Task prompt
Quote the whole listing exactly. Leave the pictures out of your copy.

--- Begin ---

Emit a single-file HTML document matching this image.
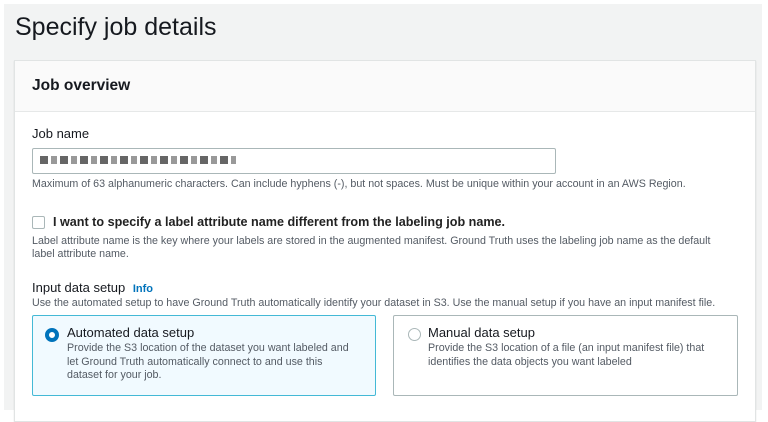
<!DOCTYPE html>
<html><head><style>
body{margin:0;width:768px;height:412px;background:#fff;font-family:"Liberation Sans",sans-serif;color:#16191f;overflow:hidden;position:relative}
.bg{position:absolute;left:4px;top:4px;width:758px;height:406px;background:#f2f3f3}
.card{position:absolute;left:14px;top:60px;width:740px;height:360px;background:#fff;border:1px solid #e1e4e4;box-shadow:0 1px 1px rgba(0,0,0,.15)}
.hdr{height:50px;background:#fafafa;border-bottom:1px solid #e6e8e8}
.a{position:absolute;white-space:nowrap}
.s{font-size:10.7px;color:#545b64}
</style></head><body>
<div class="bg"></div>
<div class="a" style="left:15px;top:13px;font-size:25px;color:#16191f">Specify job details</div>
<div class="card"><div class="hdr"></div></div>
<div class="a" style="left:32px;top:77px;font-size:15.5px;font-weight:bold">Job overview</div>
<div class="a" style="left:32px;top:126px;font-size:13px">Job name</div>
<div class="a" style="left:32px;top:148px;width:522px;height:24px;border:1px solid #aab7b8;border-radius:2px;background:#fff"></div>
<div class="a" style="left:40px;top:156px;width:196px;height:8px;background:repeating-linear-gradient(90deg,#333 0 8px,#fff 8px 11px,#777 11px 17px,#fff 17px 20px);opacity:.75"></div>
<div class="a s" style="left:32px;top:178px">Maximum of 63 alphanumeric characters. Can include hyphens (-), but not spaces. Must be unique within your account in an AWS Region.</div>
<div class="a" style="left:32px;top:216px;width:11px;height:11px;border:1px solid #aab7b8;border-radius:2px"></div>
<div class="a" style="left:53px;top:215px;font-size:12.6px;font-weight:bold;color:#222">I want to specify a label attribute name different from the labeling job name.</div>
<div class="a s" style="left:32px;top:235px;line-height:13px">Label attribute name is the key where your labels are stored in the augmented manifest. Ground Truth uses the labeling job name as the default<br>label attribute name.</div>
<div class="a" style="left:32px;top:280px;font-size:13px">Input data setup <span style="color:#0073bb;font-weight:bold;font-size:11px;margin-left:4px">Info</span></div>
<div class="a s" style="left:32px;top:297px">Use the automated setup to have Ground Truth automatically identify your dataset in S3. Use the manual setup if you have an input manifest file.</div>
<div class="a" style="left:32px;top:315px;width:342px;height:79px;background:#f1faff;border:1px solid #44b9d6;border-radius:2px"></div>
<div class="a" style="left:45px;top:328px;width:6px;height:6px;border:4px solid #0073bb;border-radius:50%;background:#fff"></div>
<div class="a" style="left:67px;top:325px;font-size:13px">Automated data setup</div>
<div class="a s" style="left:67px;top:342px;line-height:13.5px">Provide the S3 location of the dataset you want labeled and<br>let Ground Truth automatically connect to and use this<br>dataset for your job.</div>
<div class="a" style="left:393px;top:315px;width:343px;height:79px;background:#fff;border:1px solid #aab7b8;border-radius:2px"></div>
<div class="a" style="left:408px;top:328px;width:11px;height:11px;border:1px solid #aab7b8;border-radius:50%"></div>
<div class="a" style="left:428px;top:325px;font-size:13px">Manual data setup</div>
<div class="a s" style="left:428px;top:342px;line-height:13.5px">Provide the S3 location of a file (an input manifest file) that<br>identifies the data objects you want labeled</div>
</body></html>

--- End ---

Response
Emit a single-file HTML document matching this image.
<!DOCTYPE html>
<html><head><style>
body{margin:0;width:768px;height:412px;background:#fff;font-family:"Liberation Sans",sans-serif;color:#16191f;overflow:hidden;position:relative}
.bg{position:absolute;left:4px;top:4px;width:758px;height:406px;background:#f2f3f3}
.card{position:absolute;left:14px;top:60px;width:740px;height:360px;background:#fff;border:1px solid #e1e4e4;box-shadow:0 1px 1px rgba(0,0,0,.15)}
.hdr{height:50px;background:#fafafa;border-bottom:1px solid #e6e8e8}
.a{position:absolute;white-space:nowrap}
.s{font-size:10.7px;color:#545b64}
</style></head><body>
<div class="bg"></div>
<div class="a" style="left:15px;top:13px;font-size:25px;color:#16191f">Specify job details</div>
<div class="card"><div class="hdr"></div></div>
<div class="a" style="left:32px;top:77px;font-size:15.5px;font-weight:bold">Job overview</div>
<div class="a" style="left:32px;top:126px;font-size:13px">Job name</div>
<div class="a" style="left:32px;top:148px;width:522px;height:24px;border:1px solid #aab7b8;border-radius:2px;background:#fff"></div>
<div class="a" style="left:40px;top:156px;width:196px;height:8px;background:repeating-linear-gradient(90deg,#333 0 8px,#fff 8px 11px,#777 11px 17px,#fff 17px 20px);opacity:.75"></div>
<div class="a s" style="left:32px;top:178px">Maximum of 63 alphanumeric characters. Can include hyphens (-), but not spaces. Must be unique within your account in an AWS Region.</div>
<div class="a" style="left:32px;top:216px;width:11px;height:11px;border:1px solid #aab7b8;border-radius:2px"></div>
<div class="a" style="left:53px;top:215px;font-size:12.6px;font-weight:bold;color:#222">I want to specify a label attribute name different from the labeling job name.</div>
<div class="a s" style="left:32px;top:235px;line-height:13px">Label attribute name is the key where your labels are stored in the augmented manifest. Ground Truth uses the labeling job name as the default<br>label attribute name.</div>
<div class="a" style="left:32px;top:280px;font-size:13px">Input data setup <span style="color:#0073bb;font-weight:bold;font-size:11px;margin-left:4px">Info</span></div>
<div class="a s" style="left:32px;top:297px">Use the automated setup to have Ground Truth automatically identify your dataset in S3. Use the manual setup if you have an input manifest file.</div>
<div class="a" style="left:32px;top:315px;width:342px;height:79px;background:#f1faff;border:1px solid #44b9d6;border-radius:2px"></div>
<div class="a" style="left:45px;top:328px;width:6px;height:6px;border:4px solid #0073bb;border-radius:50%;background:#fff"></div>
<div class="a" style="left:67px;top:325px;font-size:13px">Automated data setup</div>
<div class="a s" style="left:67px;top:342px;line-height:13.5px">Provide the S3 location of the dataset you want labeled and<br>let Ground Truth automatically connect to and use this<br>dataset for your job.</div>
<div class="a" style="left:393px;top:315px;width:343px;height:79px;background:#fff;border:1px solid #aab7b8;border-radius:2px"></div>
<div class="a" style="left:408px;top:328px;width:11px;height:11px;border:1px solid #aab7b8;border-radius:50%"></div>
<div class="a" style="left:428px;top:325px;font-size:13px">Manual data setup</div>
<div class="a s" style="left:428px;top:342px;line-height:13.5px">Provide the S3 location of a file (an input manifest file) that<br>identifies the data objects you want labeled</div>
</body></html>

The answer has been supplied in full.